Derivative of a function at a point

Question

A friend who is still in highschool gave me the following problem. For $x>-1\,$ compute $f'(0)$ if $$f(x)=\left(x^2-\ln^2(x+1)\right)^\frac{1}{3}$$ Here is how I solved it. Since it just got messier if I computed the derivative then tried to plug in$x=0$ I used the definition of derivate: $$\lim_{x\to 0}\frac{\left(x^2-\ln^2(x+1)\right)^\frac{1}{3}-\left(0-0\right)^\frac{1}{3}}{x-0}=\lim_{x\to 0}\frac{\left(x^2-\ln^2(x+1)\right)^\frac{1}{3}}{x}.$$ We have the power series of $\ln(1+x)=x-\frac{x^2}{2}+O(x^3)\rightarrow\ln^2(1+x)=x^2-x^3+O(x^4)$ so the initial limit is just $$\lim_{x\to 0}\frac{\left(x^3(1-O(x)\right)^\frac{1}{3}}{x}=1$$ I couldn't solve it with any other method and my friend didnt learn series yet. Could you help me with an elementary approach for this problem?

Answer 1

$$\lim_{x\to 0}\frac{\left(x^2-\ln^2(x+1)\right)^\frac{1}{3}}{x}=l$$ Then by algebraic limit theorem $$\lim_{x\to 0}\frac{\left(x^2-\ln^2(x+1)\right)}{x^3}=l^3$$ $$\lim_{x\to 0}\frac{\left(x-\ln(x+1)\right)}{x^2}\lim_{x\to 0}\frac{\left(x+\ln(x+1)\right)}{x}=l^3$$ Now using L'Hopital's rule on both parts $$\lim_{x\to 0}\frac{\left(1-\frac1{(x+1)}\right)}{2x}\cdot\lim_{x\to 0}\frac{\left(1+\frac{1}{x+1}\right)}{1}=l^3 \\ \lim_{x\to0}\frac{x}{2x(x+1)}\cdot\lim_{x\to0}\frac{x+2}{x+1}=l^3 \\ l^3=1 \\l=1$$

Answer 2

This is a rearranged version of Piyush Divyanakar's answer without the assumption that the given limit exists.
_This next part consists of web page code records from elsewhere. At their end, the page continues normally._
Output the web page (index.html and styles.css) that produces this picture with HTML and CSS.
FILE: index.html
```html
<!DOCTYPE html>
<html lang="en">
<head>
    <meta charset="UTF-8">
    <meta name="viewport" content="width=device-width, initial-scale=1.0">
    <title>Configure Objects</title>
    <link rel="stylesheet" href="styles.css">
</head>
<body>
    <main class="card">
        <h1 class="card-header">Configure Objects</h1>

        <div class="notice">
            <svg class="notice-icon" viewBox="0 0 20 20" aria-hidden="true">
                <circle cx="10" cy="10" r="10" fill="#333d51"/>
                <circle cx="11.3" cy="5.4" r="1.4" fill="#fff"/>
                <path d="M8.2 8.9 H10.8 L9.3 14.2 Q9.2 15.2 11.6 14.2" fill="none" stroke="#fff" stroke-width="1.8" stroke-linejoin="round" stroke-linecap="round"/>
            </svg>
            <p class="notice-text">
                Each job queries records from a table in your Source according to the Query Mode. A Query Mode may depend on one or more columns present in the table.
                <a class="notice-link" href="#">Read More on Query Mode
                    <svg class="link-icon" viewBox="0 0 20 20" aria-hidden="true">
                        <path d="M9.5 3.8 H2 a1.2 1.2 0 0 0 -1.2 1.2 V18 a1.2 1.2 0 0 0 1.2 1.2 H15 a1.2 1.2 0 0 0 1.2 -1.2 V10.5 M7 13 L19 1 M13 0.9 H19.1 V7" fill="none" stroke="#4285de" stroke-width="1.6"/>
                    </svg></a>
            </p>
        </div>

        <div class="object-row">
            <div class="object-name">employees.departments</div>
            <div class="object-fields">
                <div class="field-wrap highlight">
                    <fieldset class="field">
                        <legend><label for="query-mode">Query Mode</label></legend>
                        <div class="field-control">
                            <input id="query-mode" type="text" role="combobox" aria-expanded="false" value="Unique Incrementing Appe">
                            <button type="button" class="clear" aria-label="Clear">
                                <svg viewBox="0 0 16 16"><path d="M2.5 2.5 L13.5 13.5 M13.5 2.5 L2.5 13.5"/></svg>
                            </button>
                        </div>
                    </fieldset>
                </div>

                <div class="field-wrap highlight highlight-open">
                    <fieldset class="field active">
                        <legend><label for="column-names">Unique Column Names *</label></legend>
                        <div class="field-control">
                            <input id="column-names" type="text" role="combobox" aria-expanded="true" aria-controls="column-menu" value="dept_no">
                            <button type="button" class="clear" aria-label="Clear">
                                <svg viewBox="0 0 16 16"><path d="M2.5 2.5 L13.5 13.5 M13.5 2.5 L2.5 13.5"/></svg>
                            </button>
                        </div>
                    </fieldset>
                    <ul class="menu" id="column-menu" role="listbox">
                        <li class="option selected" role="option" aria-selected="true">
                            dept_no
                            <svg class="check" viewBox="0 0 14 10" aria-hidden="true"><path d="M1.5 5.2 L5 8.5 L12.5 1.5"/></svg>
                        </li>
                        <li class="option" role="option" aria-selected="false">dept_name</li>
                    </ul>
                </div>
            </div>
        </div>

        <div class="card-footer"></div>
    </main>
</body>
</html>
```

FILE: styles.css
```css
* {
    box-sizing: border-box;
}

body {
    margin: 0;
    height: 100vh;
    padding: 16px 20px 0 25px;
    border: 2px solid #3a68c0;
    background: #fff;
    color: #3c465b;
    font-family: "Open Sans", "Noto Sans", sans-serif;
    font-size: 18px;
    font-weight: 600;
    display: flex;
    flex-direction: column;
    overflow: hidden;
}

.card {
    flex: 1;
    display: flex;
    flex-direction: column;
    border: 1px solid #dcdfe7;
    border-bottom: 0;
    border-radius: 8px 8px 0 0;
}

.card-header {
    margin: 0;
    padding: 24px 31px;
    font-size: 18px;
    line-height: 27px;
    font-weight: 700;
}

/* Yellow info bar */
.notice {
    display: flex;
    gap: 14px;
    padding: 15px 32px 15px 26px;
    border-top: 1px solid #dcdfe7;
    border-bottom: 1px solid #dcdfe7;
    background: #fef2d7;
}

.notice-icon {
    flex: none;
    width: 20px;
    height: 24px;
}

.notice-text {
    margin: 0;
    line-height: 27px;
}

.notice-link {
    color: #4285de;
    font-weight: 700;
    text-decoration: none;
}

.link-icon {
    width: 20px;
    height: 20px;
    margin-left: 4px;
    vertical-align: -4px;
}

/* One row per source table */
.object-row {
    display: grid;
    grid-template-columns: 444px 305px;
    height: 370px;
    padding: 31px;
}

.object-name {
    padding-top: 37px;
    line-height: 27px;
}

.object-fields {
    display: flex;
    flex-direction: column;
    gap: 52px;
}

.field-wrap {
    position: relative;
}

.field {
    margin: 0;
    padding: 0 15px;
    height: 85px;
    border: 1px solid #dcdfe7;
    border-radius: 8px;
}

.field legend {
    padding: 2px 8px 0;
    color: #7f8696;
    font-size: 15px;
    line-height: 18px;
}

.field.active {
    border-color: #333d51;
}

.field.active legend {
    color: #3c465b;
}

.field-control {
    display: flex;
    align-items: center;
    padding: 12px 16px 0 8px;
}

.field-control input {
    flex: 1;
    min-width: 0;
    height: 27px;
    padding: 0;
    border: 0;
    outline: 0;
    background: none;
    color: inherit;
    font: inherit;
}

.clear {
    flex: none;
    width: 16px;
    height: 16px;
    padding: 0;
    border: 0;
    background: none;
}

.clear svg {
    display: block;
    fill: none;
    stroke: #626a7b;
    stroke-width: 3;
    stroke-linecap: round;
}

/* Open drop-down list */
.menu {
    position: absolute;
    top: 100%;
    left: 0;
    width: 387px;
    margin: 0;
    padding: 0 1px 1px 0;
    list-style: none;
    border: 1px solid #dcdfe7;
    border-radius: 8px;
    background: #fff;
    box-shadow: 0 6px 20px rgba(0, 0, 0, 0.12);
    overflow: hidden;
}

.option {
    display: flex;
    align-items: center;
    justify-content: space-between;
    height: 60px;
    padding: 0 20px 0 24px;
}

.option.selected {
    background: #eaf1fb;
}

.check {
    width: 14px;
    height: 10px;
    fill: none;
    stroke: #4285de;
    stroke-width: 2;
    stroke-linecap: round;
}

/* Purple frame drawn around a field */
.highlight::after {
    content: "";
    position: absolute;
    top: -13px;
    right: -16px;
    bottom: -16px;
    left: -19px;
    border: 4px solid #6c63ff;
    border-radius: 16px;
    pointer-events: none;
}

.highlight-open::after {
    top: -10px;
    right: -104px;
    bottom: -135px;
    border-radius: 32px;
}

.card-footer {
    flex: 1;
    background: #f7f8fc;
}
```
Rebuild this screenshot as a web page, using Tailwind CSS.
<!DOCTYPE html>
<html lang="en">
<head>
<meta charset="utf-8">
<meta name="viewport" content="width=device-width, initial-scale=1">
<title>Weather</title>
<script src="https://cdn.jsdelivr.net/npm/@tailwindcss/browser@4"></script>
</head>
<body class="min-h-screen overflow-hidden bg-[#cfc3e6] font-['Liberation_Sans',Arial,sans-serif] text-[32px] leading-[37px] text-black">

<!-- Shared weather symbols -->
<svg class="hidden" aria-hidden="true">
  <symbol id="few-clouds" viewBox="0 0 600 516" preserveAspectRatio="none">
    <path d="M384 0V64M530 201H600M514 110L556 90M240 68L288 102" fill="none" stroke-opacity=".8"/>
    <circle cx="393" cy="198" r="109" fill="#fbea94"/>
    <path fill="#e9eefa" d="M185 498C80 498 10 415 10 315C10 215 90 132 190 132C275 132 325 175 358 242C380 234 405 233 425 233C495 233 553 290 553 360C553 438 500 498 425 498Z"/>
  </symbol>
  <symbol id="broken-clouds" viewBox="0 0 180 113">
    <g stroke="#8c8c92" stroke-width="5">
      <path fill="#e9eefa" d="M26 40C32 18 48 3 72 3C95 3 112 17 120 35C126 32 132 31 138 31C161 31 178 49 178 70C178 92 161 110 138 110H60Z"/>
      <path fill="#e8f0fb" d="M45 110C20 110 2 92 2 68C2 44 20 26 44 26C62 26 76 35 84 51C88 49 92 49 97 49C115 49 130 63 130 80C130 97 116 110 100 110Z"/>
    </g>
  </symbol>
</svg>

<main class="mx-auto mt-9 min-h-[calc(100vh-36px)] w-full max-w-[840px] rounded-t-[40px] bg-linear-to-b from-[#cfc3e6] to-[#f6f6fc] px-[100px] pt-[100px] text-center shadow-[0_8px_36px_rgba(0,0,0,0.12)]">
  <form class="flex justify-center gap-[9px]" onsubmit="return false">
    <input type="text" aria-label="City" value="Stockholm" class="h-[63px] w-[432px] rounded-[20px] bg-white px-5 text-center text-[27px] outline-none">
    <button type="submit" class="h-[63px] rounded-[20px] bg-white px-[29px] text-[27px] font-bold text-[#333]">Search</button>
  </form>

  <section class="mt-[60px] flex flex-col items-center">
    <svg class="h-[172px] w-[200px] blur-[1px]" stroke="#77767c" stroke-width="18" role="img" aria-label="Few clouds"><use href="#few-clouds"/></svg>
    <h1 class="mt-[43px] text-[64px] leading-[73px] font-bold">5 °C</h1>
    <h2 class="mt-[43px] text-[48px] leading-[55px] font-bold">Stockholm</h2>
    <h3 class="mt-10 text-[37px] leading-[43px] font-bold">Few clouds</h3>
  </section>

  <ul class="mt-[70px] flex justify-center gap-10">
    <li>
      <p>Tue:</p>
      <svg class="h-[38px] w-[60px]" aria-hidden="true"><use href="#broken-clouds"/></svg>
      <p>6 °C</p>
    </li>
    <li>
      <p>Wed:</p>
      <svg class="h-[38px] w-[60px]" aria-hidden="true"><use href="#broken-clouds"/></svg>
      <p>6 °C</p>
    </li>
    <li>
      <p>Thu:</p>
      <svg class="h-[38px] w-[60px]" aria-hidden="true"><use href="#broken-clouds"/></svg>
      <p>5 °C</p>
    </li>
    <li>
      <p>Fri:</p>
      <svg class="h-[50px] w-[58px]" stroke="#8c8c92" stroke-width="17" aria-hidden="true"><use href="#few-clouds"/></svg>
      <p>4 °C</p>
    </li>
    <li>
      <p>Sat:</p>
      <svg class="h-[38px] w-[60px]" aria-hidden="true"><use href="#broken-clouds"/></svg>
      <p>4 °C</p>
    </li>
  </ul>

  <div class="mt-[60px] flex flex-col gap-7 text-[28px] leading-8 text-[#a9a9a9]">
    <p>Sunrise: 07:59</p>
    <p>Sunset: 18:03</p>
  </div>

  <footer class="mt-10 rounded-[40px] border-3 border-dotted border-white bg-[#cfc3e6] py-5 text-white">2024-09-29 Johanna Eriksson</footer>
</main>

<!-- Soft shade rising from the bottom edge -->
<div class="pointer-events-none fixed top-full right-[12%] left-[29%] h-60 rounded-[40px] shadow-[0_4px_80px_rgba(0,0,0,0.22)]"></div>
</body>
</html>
Note that by L'Hopital, $$\lim_{x\to 0}\frac{x+\ln(x+1)}{x}=\lim_{x\to 0}\frac{1+1/(x+1)}{1}=2$$ and $$\lim_{x\to 0}\frac{x-\ln(x+1)}{x^2}=\lim_{x\to 0}\frac{1-1/(x+1)}{2x}=\lim_{x\to 0}\frac{1/(x+1)^2}{2}=\frac{1}{2}.$$ Hence, as $x\to 0$, $$\frac{\left(x^2-\ln^2(x+1)\right)^\frac{1}{3}}{x}=\left(\frac{x+\ln(x+1)}{x}\cdot \frac{x-\ln(x+1)}{x^2}\right)^{1/3}\to \left(2\cdot \frac{1}{2}\right)^{1/3}=1.$$ Hence $$f'(0)=\lim_{x\to 0}\frac{f(x)-f(0)}{x-0}=\frac{\left(x^2-\ln^2(x+1)\right)^\frac{1}{3}}{x}=1.$$